Before I take leave of this ground of objection, I wish to refer to the dictum of Spry, V.-P in Auto Garage & Another v Motokov (No.3) (supra) at page 521 where he stated as follows:-
“…..In this, I am particularly influenced by the fact that, as shown in the passage quoted above, the written statement of defence of Auto Garage Ltd.,which was filed on 5 September 1996, expressly raised the defence that Motokov was not the holder in due course of the bills of exchange, yet it was not until 7 August 1970, nearly four years later that Motokov gave notice of intention to apply for amendment of its plaint. I accept that negotiations for a settlement were in progress but that does not, in my opinion excuse the apparent failure to study the defence and to take promptly such action as might be necessary, by way of amendment or otherwise, to put the suit in order. It has repeatedly been said that applications for amendment should be made without delay.”(Emphasis added).
That dictum, in my view, gives a proposition that even where the defendant raises a defence of lack of cause of action, the plaintiff can still amend the plaint to put the suit in order if it is done without delay. I hope this gives insight into the issue in view of the strong argument for the respondent that seems to suggest that once cause of action is raised as a defence the plaintiff is not allowed to amend the plaint to put the suit right.
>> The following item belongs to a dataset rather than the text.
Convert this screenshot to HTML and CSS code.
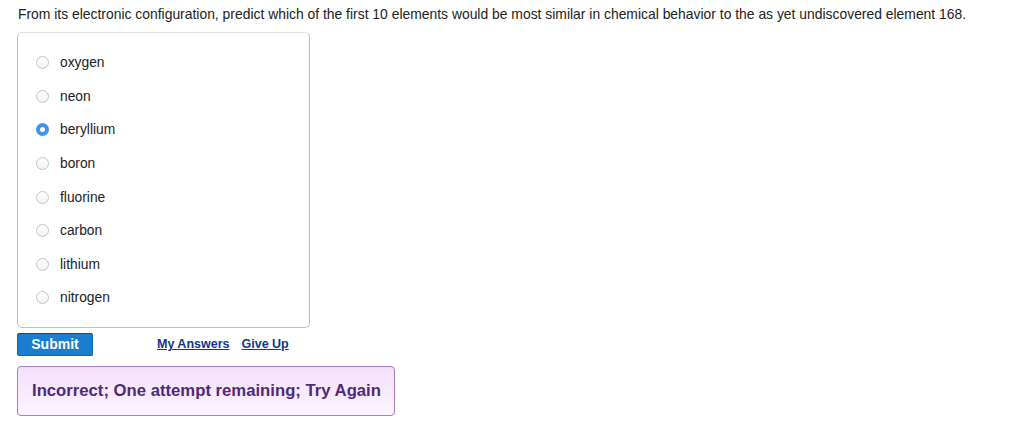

On the whole, I find that the amendment sought by the applicant does not offend any of the principles that govern amendment of pleadings. In the result, the application is allowed and leave is granted to the applicant to amend its plaint in Civil Suit No. 230 of 2009 as proposed in the intended amended plaint. The amended plaint must be filed within seven days from the date of this ruling. The costs of this application are awarded to the respondent.
I so order.
Dated this 5th day of September, 2012.
Hellen Obura
JUDGE
Delivered in chambers at 3.00 pm in the presence of Ms. Alice Nalwoga who was holding brief for Mr. Nicholas Echimu for the applicant and Mr. Peter Kauma for the respondent.